• _Records shown_

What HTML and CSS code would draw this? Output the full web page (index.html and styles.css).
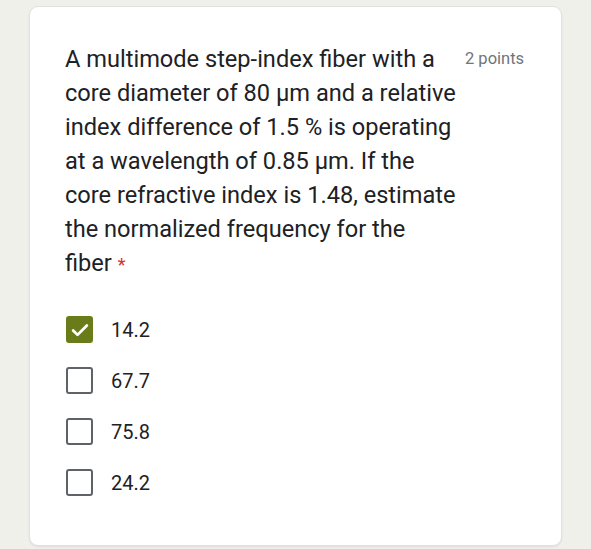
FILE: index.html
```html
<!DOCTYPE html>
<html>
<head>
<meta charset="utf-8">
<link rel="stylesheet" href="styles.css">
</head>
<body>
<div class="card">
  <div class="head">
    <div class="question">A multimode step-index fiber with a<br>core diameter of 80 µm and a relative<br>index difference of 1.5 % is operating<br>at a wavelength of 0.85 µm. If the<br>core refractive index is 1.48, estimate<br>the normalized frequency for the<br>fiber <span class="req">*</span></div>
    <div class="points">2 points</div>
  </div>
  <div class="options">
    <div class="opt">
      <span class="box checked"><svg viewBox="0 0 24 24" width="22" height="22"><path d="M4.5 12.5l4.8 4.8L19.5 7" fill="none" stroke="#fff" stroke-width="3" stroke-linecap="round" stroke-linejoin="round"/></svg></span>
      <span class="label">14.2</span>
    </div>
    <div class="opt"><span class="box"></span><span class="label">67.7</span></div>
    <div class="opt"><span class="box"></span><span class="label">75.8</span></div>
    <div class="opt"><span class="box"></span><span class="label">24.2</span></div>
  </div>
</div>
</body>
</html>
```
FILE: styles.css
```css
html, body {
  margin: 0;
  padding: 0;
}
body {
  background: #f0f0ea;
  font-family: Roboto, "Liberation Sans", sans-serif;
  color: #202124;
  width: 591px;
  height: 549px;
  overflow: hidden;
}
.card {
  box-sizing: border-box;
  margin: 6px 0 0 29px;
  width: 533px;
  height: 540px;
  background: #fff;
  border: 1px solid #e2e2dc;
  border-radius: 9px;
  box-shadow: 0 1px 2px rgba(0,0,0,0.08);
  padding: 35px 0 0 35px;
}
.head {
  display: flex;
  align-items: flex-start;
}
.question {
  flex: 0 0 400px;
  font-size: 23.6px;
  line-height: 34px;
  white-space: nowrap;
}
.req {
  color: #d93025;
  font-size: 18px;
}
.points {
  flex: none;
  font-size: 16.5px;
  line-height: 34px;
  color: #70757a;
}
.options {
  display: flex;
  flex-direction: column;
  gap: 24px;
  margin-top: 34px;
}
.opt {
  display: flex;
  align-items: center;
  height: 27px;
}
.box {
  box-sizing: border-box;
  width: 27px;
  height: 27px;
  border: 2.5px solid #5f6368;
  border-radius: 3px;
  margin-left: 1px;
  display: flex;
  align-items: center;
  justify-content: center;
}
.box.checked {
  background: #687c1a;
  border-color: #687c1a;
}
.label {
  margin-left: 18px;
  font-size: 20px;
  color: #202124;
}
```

--

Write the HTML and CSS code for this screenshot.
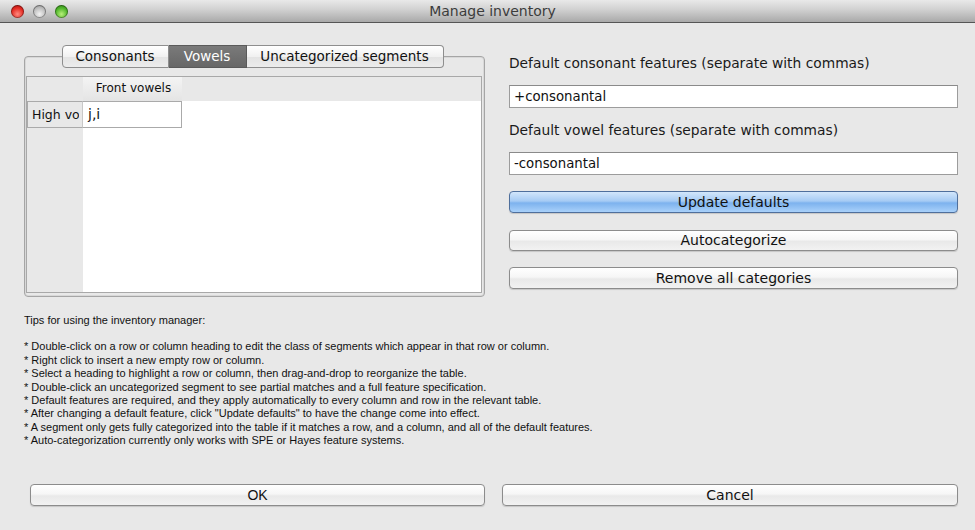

* * *

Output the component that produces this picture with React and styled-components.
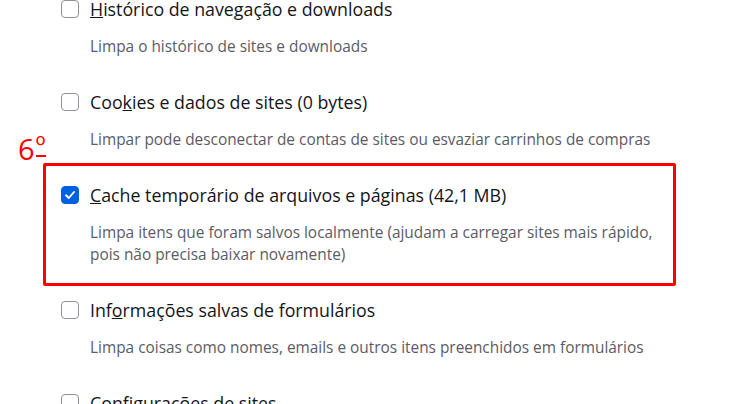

• _Your instructions_
Return each line in the records that holds the string "code".

• _The reply_
What HTML and CSS code would draw this? Output the full web page (index.html and styles.css).
Write the HTML and CSS code for this screenshot.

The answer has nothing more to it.